The high school football rulebook acknowledges the conversion safety, awarding one point for it, but also immediately ends a play if the opposing team gains possession of the ball, a rule similar to the one the NFL used before 2015. Thus, any situation that requires the defense to gain possession of the ball cannot result in a conversion safety in games where that rulebook is used.

== Choice of one- or two-point attempt ==
The coaches' choice of whether to attempt a one- or two-point conversion depends on the game's current score, the amount of time remaining, and their assessment of their team's chance of success.

Analysis of historical data finds that the two-point conversion is successful about half the time, whereas one-point kicks are almost always successful. Therefore, the expected value of both options is roughly similar, with the critical factor being whether the chance of a successful two-point conversion is more or less than half that of a successful kick. However, the mathematics regarding maximizing a team's chances of winning are more complicated. For example, late in a game, a team that is one point up after a touchdown would gain little benefit from a one-point attempt, because regardless of success, the team would still lose if the opposition later scored a field goal. In such a situation, the two-point conversion would be the better option. If successful, an opposition field goal would then only tie the game.

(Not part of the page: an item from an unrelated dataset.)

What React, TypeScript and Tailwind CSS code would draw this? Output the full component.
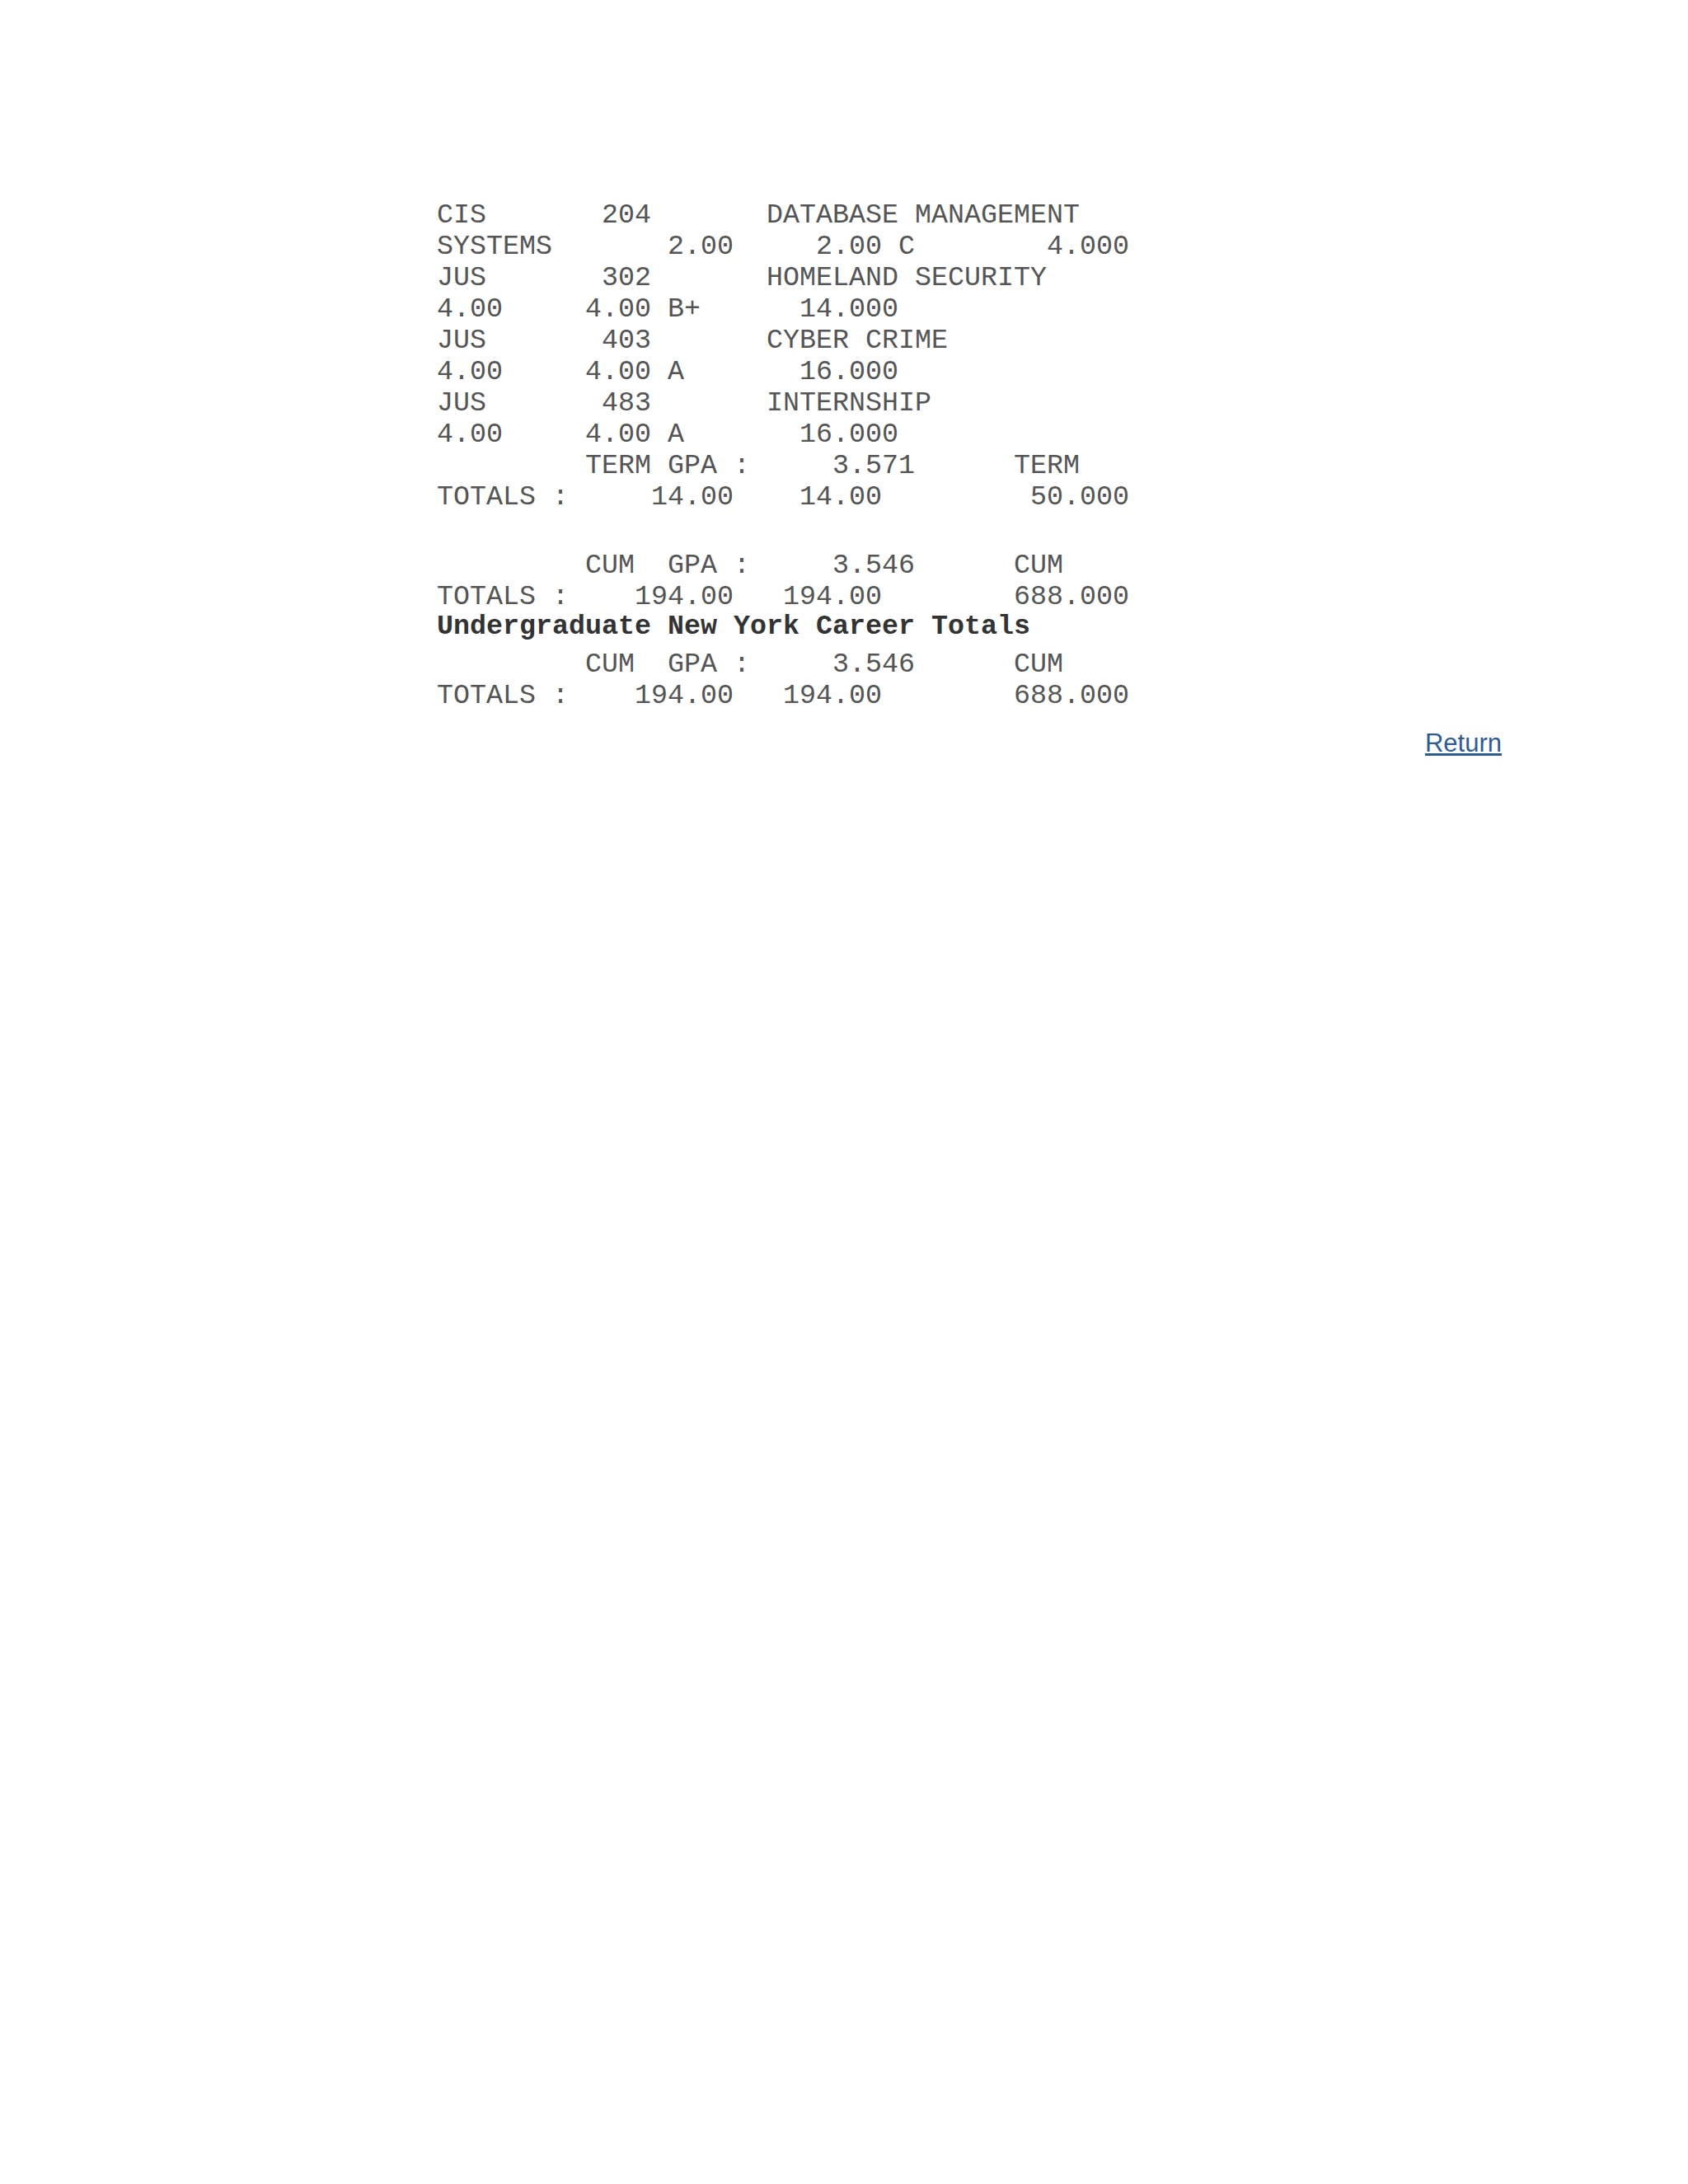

A more complicated scenario is when a team is trailing by 14 points. The team could choose to go for two, because, if successful, the team could then kick an extra point following the next score to secure a win. On the other hand, if the two-point conversion fails, the team still has a chance to succeed on the next two-point conversion to get to fourteen. Mathematically, therefore, the minimum probability of converting a two-point try either on the first attempt (securing a win) or the second (securing a tie in regulation time) must be higher than the maximum probability of missing both (securing a loss). This occurs when the probability of missing both is 0.618 × 0.618, or 38.2%. As long as the probability of converting any individual two-point attempt is higher than 38.2% percent, it is optimal to adopt this strategy. Notably, Texas Longhorns coach Darrell Royal successfully used this strategy to defeat Arkansas in 1969's Game of the Century.

An analysis can be done for all situations, resulting in a table that can be consulted when a decision is needed. A chart made by UCLA offensive coordinator Dick Vermeil in the early 1970s is one of the most well-known.

In practice, two-point conversion attempts are rare, being done only after less than 1-in-10 touchdowns in the NFL. This proportion rose after the one-point kick was moved back to the 15-yard line (see Extra point adjustment above), which increased the difficulty and decreased the success rate of scoring the extra point.